To amend the Internal Revenue Code of 1986 to provide a 2-year extension of the exclusion from gross income for the discharge of qualified principal residence indebtedness, and for other purposes.


IN THE HOUSE OF REPRESENTATIVES

January 13, 2014

Mr. Foster introduced the following bill; which was referred to the Committee on Ways and Means


A BILL

To amend the Internal Revenue Code of 1986 to provide a 2-year extension of the exclusion from gross income for the discharge of qualified principal residence indebtedness, and for other purposes.

Be it enacted by the Senate and House of Representatives of the United States of America in Congress assembled,

SECTION 1. Short title.

This Act may be cited as the “Homeowners Debt Relief Extension Act of 2014”.

SEC. 2. Extension of exclusion from gross income of discharge of qualified principal residence indebtedness.

(a) In general.—Subparagraph (E) of section 108(a)(1) of the Internal Revenue Code of 1986 is amended by striking “January 1, 2014” and inserting “January 1, 2016”.

(b) Effective date.—The amendment made by this section shall apply to indebtedness discharged after December 31, 2013.

SEC. 3. Limitation on section 199 deduction attributable to oil, natural gas, or primary products thereof.

(a) Denial of deduction.—Paragraph (4) of section 199(c) of the Internal Revenue Code of 1986 is amended by adding at the end the following new subparagraph:

“(E) SPECIAL RULE FOR CERTAIN OIL AND GAS INCOME.—In the case of any taxpayer who is a major integrated oil company (as defined in section 167(h)(5)(B)) for the taxable year, the term ‘domestic production gross receipts’ shall not include gross receipts from the production, transportation, or distribution of oil, natural gas, or any primary product (within the meaning of subsection (d)(9)) thereof.”.

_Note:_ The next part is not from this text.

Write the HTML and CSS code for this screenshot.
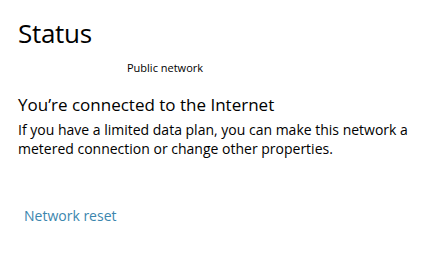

(b) Effective date.—The amendment made by subsection (a) shall apply to taxable years beginning after December 31, 2013.

SEC. 4. Debt reduction.

The net amount of any savings realized as a result of the enactment of this Act and the amendments made by this Act shall be deposited in the Treasury of the United States and used only to redeem outstanding Federal debt.